* What to produce
Show every line in the records below that contains the word "this".

* Source records
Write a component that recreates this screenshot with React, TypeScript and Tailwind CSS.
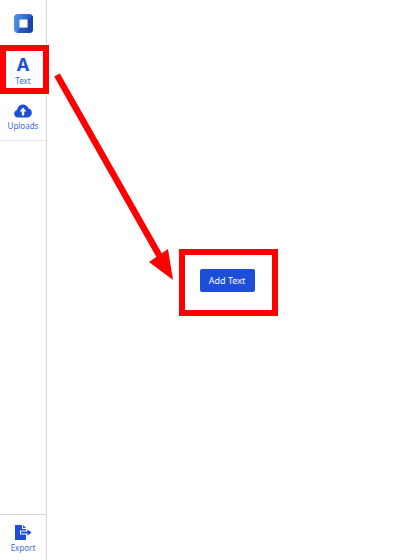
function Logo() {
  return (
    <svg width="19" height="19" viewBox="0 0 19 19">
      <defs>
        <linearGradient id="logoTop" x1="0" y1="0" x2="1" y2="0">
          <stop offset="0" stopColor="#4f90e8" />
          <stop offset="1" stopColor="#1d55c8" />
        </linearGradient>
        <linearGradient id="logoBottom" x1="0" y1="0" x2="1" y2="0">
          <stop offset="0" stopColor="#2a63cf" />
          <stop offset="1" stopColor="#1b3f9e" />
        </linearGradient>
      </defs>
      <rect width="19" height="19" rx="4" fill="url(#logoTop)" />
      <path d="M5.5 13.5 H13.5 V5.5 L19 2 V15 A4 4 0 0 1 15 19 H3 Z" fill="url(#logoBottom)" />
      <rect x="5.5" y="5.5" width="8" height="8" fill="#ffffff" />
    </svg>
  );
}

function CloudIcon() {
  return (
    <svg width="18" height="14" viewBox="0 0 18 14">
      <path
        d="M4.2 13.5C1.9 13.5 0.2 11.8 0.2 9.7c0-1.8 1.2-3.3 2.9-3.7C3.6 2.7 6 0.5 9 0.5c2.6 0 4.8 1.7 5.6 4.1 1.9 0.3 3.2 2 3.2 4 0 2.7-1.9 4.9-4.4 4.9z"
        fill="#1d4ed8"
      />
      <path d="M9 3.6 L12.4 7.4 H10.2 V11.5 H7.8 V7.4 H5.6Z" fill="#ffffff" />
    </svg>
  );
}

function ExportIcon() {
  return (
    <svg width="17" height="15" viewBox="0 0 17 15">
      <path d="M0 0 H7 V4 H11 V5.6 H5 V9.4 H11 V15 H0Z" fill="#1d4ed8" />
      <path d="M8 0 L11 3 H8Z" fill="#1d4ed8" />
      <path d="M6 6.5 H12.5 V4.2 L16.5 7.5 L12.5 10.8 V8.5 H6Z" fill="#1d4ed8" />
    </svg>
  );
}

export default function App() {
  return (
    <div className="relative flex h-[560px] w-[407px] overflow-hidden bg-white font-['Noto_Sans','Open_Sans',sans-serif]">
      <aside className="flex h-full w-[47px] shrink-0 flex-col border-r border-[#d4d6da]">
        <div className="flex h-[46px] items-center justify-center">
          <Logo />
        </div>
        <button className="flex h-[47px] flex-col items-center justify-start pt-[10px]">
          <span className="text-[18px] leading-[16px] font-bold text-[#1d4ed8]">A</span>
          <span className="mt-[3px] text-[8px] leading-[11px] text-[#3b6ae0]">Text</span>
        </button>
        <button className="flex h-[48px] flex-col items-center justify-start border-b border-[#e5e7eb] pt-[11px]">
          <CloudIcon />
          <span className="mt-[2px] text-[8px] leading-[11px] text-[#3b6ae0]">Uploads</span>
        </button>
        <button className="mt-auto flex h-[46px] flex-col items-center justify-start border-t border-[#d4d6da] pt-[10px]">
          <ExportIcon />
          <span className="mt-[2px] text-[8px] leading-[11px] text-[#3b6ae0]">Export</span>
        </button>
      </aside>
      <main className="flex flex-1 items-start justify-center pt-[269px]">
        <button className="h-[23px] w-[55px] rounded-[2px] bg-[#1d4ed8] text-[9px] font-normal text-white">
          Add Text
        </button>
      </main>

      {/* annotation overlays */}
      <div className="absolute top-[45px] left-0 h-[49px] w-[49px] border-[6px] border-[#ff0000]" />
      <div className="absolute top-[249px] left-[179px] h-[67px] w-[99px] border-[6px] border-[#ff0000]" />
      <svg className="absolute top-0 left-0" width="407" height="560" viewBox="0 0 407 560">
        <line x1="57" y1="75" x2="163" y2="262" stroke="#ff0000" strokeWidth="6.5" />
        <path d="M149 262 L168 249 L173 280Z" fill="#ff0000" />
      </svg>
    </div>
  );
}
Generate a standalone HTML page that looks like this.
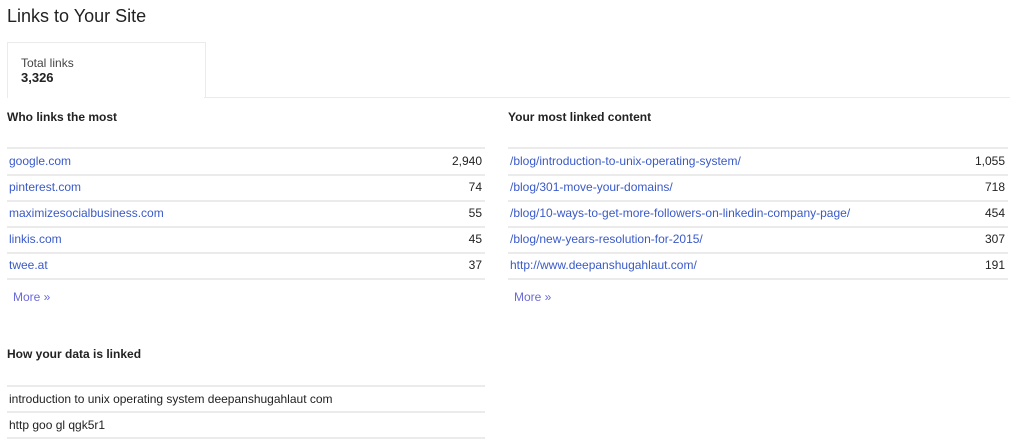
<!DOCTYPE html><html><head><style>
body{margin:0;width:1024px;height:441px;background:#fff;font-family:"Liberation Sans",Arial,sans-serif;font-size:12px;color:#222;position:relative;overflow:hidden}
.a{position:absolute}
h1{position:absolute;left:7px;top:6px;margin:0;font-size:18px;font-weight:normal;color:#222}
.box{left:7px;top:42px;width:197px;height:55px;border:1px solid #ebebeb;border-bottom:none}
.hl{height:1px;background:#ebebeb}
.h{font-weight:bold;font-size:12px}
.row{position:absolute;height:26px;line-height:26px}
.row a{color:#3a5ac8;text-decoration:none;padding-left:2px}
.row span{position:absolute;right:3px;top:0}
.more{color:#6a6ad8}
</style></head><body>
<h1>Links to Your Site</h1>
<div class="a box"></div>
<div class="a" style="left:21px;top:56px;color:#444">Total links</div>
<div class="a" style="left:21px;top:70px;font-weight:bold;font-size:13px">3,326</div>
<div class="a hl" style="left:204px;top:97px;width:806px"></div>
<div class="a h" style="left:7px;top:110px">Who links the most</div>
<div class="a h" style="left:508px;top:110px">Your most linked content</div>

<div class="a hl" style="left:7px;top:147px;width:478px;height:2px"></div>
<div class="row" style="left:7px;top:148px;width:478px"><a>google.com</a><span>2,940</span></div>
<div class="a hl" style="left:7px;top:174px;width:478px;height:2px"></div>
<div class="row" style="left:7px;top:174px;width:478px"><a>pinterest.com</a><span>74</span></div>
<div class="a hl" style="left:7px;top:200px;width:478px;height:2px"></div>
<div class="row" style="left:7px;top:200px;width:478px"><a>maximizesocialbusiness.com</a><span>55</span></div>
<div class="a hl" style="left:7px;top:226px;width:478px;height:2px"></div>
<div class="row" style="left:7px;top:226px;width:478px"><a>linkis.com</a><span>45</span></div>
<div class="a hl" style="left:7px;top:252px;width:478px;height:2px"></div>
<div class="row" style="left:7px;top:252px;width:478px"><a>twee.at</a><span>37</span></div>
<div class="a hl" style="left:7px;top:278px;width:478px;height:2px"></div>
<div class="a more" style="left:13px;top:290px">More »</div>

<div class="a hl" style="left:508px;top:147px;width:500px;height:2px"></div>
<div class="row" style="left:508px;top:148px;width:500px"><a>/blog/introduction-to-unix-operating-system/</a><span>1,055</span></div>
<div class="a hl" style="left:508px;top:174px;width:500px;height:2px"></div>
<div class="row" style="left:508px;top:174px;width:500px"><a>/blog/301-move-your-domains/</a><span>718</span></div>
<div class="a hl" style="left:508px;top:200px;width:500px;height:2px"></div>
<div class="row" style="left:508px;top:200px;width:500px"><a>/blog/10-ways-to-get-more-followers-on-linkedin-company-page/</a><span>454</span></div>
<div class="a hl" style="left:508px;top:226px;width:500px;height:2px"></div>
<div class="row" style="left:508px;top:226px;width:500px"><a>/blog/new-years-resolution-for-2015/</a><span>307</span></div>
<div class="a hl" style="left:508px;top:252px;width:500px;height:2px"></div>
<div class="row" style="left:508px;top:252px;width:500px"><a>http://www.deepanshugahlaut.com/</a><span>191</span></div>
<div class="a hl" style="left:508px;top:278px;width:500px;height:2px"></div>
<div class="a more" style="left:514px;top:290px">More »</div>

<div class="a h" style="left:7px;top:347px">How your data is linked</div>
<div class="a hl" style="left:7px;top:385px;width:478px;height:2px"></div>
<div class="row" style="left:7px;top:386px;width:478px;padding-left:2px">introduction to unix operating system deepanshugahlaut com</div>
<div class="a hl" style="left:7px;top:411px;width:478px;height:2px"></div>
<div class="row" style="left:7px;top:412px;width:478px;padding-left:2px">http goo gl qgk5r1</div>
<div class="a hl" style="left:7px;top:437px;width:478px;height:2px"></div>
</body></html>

* The solution
Write a component that recreates this screenshot with React, TypeScript and Tailwind CSS.
Generate a standalone HTML page that looks like this.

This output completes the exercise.